The government and media personified conflict in the Middle East with ‘evil people’ like Saddam Hussein, Assad of Syria and, sometimes, Colonel Gaddafi. This distracted us from how the conflict was really shaped, as described in Curtis’ previous broadcast (see Socialist Standard, March 2015). In Bitter Lake, he argued that American and European military and economic involvement in the Middle East fuelled jihadism and suicide bombings, which in turn fuelled more Western involvement, creating a feedback loop.
In Russia, perception has been manipulated through the work of ‘Political Technologists’, such as Vladislav Surkov, now working as a personal adviser to President Putin. Surkov sponsored fascist groups, and anti-fascist groups, and parties opposed to Putin. Then he let it be known that he was doing this, so that no-one could tell how real these organisations were.
When so much about the outside world is confusing and contradictory, we’ve turned to cyberspace to find some reassurance. But the algorithms behind social media mean that we get pulled to online content which isn’t likely to challenge our views. According to Curtis, in an age of individualism, we find security in having ourselves reflected back at us.
Radical politics has also changed to fit with our uncertain times, and now tries to influence people’s thinking through personal expression, not through collective action. So, singers, artists, comedians and writers (including Curtis himself) voice radical ideas which may empower them and produce great, perceptive works, but they can’t change the world because that relies on working together. Curtis says that radicalism now doesn’t involve people giving themselves to a collective project as much as those in the 1960s civil rights movement did.
He discusses the two recent movements which did involve people acting collectively: the Arab Spring and Occupy. He argues that the Occupy movement set out to make real the original aim of the internet, as a leaderless space, free from politics and hierarchies. The sharing and spreading of ideas which the internet enables means that it could be used to organise a revolution without leaders, and it contributed to both how the Occupy movement and Arab Spring operated. However, after using social media to organise themselves, radicals in the Arab Spring ground to a halt without having a vision of what they wanted society to be. Hard-line Islamists did have a plan for the future, though, and this gave them the drive to gain power.
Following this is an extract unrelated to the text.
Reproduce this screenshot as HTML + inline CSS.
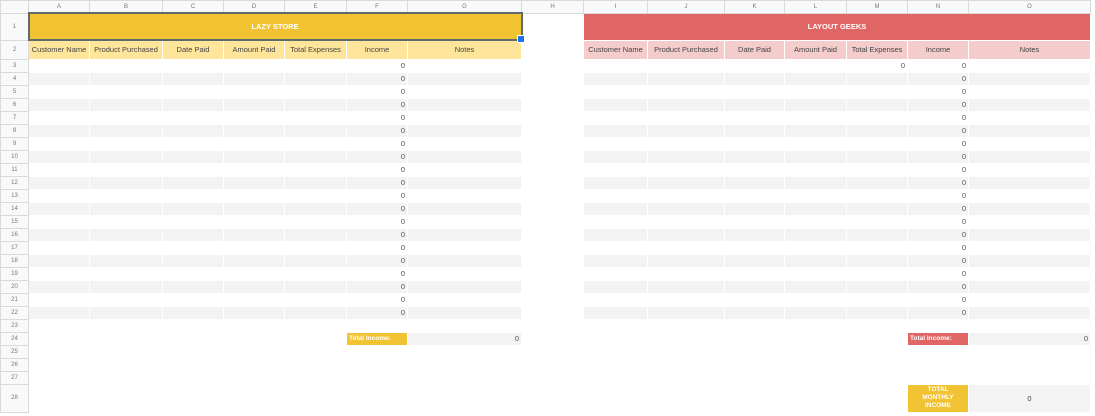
<!DOCTYPE html><html><head><style>
body{margin:0;background:#fff;font-family:"Liberation Sans",sans-serif;width:1095px;height:416px;overflow:hidden}
table{border-collapse:collapse;table-layout:fixed;position:absolute;left:0;top:0;width:1090px}
td,th{border:1px solid transparent;padding:0 2px;font-size:7.5px;color:#444;overflow:hidden;white-space:nowrap;font-weight:normal}
th{background:#f8f9fa;color:#777;font-size:6px;text-align:center;border-color:#dadada}
thead th{height:11px}
tr.d{height:13px} tr.d td{line-height:11px}
tr.g td:not(.h){background:#f3f3f3;border-color:#fff}
tr.w td:not(.h){border-color:transparent}
.h{border-color:transparent}
.r{text-align:right;color:#555}
.yb{background:#f1c232;color:#fff;font-weight:bold;text-align:center;border:2px solid #5f6a6a !important}
.rb{background:#e06666;color:#fff;font-weight:bold;text-align:center;border-color:#fff}
.yh td.c{background:#ffe599;text-align:center;border-color:#fff}
.yh td.p{background:#f4cccc;text-align:center;border-color:#fff}
.lab{color:#fff;font-weight:bold;font-size:6.5px}
</style></head><body>
<table>
<colgroup><col style="width:28px"><col style="width:61px"><col style="width:73px"><col style="width:61px"><col style="width:61px"><col style="width:62px"><col style="width:61px"><col style="width:114px"><col style="width:62px"><col style="width:64px"><col style="width:77px"><col style="width:60px"><col style="width:62px"><col style="width:61px"><col style="width:61px"><col style="width:122px"></colgroup>
<thead><tr><th></th><th>A</th><th>B</th><th>C</th><th>D</th><th>E</th><th>F</th><th>G</th><th>H</th><th>I</th><th>J</th><th>K</th><th>L</th><th>M</th><th>N</th><th>O</th></tr></thead>
<tbody>
<tr style="height:27px"><th>1</th><td colspan="7" class="yb">LAZY STORE</td><td class="h"></td><td colspan="7" class="rb">LAYOUT GEEKS</td></tr>
<tr style="height:19px" class="yh"><th>2</th><td class="c">Customer Name</td><td class="c">Product Purchased</td><td class="c">Date Paid</td><td class="c">Amount Paid</td><td class="c">Total Expenses</td><td class="c">Income</td><td class="c">Notes</td><td class="h"></td><td class="p">Customer Name</td><td class="p">Product Purchased</td><td class="p">Date Paid</td><td class="p">Amount Paid</td><td class="p">Total Expenses</td><td class="p">Income</td><td class="p">Notes</td></tr>
<tr class="d w"><th>3</th><td></td><td></td><td></td><td></td><td></td><td class="r">0</td><td></td><td class="h"></td><td></td><td></td><td></td><td></td><td class="r">0</td><td class="r">0</td><td></td></tr>
<tr class="d g"><th>4</th><td></td><td></td><td></td><td></td><td></td><td class="r">0</td><td></td><td class="h"></td><td></td><td></td><td></td><td></td><td></td><td class="r">0</td><td></td></tr>
<tr class="d w"><th>5</th><td></td><td></td><td></td><td></td><td></td><td class="r">0</td><td></td><td class="h"></td><td></td><td></td><td></td><td></td><td></td><td class="r">0</td><td></td></tr>
<tr class="d g"><th>6</th><td></td><td></td><td></td><td></td><td></td><td class="r">0</td><td></td><td class="h"></td><td></td><td></td><td></td><td></td><td></td><td class="r">0</td><td></td></tr>
<tr class="d w"><th>7</th><td></td><td></td><td></td><td></td><td></td><td class="r">0</td><td></td><td class="h"></td><td></td><td></td><td></td><td></td><td></td><td class="r">0</td><td></td></tr>
<tr class="d g"><th>8</th><td></td><td></td><td></td><td></td><td></td><td class="r">0</td><td></td><td class="h"></td><td></td><td></td><td></td><td></td><td></td><td class="r">0</td><td></td></tr>
<tr class="d w"><th>9</th><td></td><td></td><td></td><td></td><td></td><td class="r">0</td><td></td><td class="h"></td><td></td><td></td><td></td><td></td><td></td><td class="r">0</td><td></td></tr>
<tr class="d g"><th>10</th><td></td><td></td><td></td><td></td><td></td><td class="r">0</td><td></td><td class="h"></td><td></td><td></td><td></td><td></td><td></td><td class="r">0</td><td></td></tr>
<tr class="d w"><th>11</th><td></td><td></td><td></td><td></td><td></td><td class="r">0</td><td></td><td class="h"></td><td></td><td></td><td></td><td></td><td></td><td class="r">0</td><td></td></tr>
<tr class="d g"><th>12</th><td></td><td></td><td></td><td></td><td></td><td class="r">0</td><td></td><td class="h"></td><td></td><td></td><td></td><td></td><td></td><td class="r">0</td><td></td></tr>
<tr class="d w"><th>13</th><td></td><td></td><td></td><td></td><td></td><td class="r">0</td><td></td><td class="h"></td><td></td><td></td><td></td><td></td><td></td><td class="r">0</td><td></td></tr>
<tr class="d g"><th>14</th><td></td><td></td><td></td><td></td><td></td><td class="r">0</td><td></td><td class="h"></td><td></td><td></td><td></td><td></td><td></td><td class="r">0</td><td></td></tr>
<tr class="d w"><th>15</th><td></td><td></td><td></td><td></td><td></td><td class="r">0</td><td></td><td class="h"></td><td></td><td></td><td></td><td></td><td></td><td class="r">0</td><td></td></tr>
<tr class="d g"><th>16</th><td></td><td></td><td></td><td></td><td></td><td class="r">0</td><td></td><td class="h"></td><td></td><td></td><td></td><td></td><td></td><td class="r">0</td><td></td></tr>
<tr class="d w"><th>17</th><td></td><td></td><td></td><td></td><td></td><td class="r">0</td><td></td><td class="h"></td><td></td><td></td><td></td><td></td><td></td><td class="r">0</td><td></td></tr>
<tr class="d g"><th>18</th><td></td><td></td><td></td><td></td><td></td><td class="r">0</td><td></td><td class="h"></td><td></td><td></td><td></td><td></td><td></td><td class="r">0</td><td></td></tr>
<tr class="d w"><th>19</th><td></td><td></td><td></td><td></td><td></td><td class="r">0</td><td></td><td class="h"></td><td></td><td></td><td></td><td></td><td></td><td class="r">0</td><td></td></tr>
<tr class="d g"><th>20</th><td></td><td></td><td></td><td></td><td></td><td class="r">0</td><td></td><td class="h"></td><td></td><td></td><td></td><td></td><td></td><td class="r">0</td><td></td></tr>
<tr class="d w"><th>21</th><td></td><td></td><td></td><td></td><td></td><td class="r">0</td><td></td><td class="h"></td><td></td><td></td><td></td><td></td><td></td><td class="r">0</td><td></td></tr>
<tr class="d g"><th>22</th><td></td><td></td><td></td><td></td><td></td><td class="r">0</td><td></td><td class="h"></td><td></td><td></td><td></td><td></td><td></td><td class="r">0</td><td></td></tr>
<tr class="d w"><th>23</th><td></td><td></td><td></td><td></td><td></td><td></td><td></td><td class="h"></td><td></td><td></td><td></td><td></td><td></td><td></td><td></td></tr>
<tr class="d w"><th>24</th><td></td><td></td><td></td><td></td><td></td><td class="lab" style="background:#f1c232">Total Income:</td><td class="r" style="background:#f3f3f3">0</td><td class="h"></td><td></td><td></td><td></td><td></td><td></td><td class="lab" style="background:#e06666">Total Income:</td><td class="r" style="background:#f3f3f3">0</td></tr>
<tr class="d w"><th>25</th><td></td><td></td><td></td><td></td><td></td><td></td><td></td><td class="h"></td><td></td><td></td><td></td><td></td><td></td><td></td><td></td></tr>
<tr class="d w"><th>26</th><td></td><td></td><td></td><td></td><td></td><td></td><td></td><td class="h"></td><td></td><td></td><td></td><td></td><td></td><td></td><td></td></tr>
<tr class="d w"><th>27</th><td></td><td></td><td></td><td></td><td></td><td></td><td></td><td class="h"></td><td></td><td></td><td></td><td></td><td></td><td></td><td></td></tr>
<tr style="height:28px" class="w"><th>28</th><td></td><td></td><td></td><td></td><td></td><td></td><td></td><td class="h"></td><td></td><td></td><td></td><td></td><td></td><td class="lab" style="background:#f1c232;text-align:center;white-space:normal;line-height:8px;font-size:6.5px;padding:0 12px">TOTAL MONTHLY INCOME</td><td style="background:#f3f3f3;text-align:center">0</td></tr>
</tbody></table>
<div style="position:absolute;left:517px;top:35px;width:6px;height:6px;background:#1a73e8;border:1px solid #fff"></div>
</body></html>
In the West, the Occupy movement lacked a programme to really change society, and instead became confused and dominated by meetings. Its members had no vision of a future world, so instead the movement was less about ideas than how to manage situations.
In interviews, Curtis has emphasised that not seeing a better, future society is central to the problem of our ‘hypernormal’ perception of capitalism. We’ve lost the ‘thrill’ of wanting to jump into an unknown future, and find reassurance in accepting the version of reality presented by (and suited to) the capitalist class and its apologists.
Rulers manipulating the ‘truth’ is nothing new. The difference now is the sophistication with which this is done, whether through Perception Management, Constructive Ambiguity, Political Technologists or algorithms. Curtis’ argument isn’t just that these approaches are used to keep control of us, but also to cover up the lack of control each section of the ruling class has over global events. His aim is to help us see through the ‘hypernormalised’ version of reality we are fed, to raise awareness of our awareness.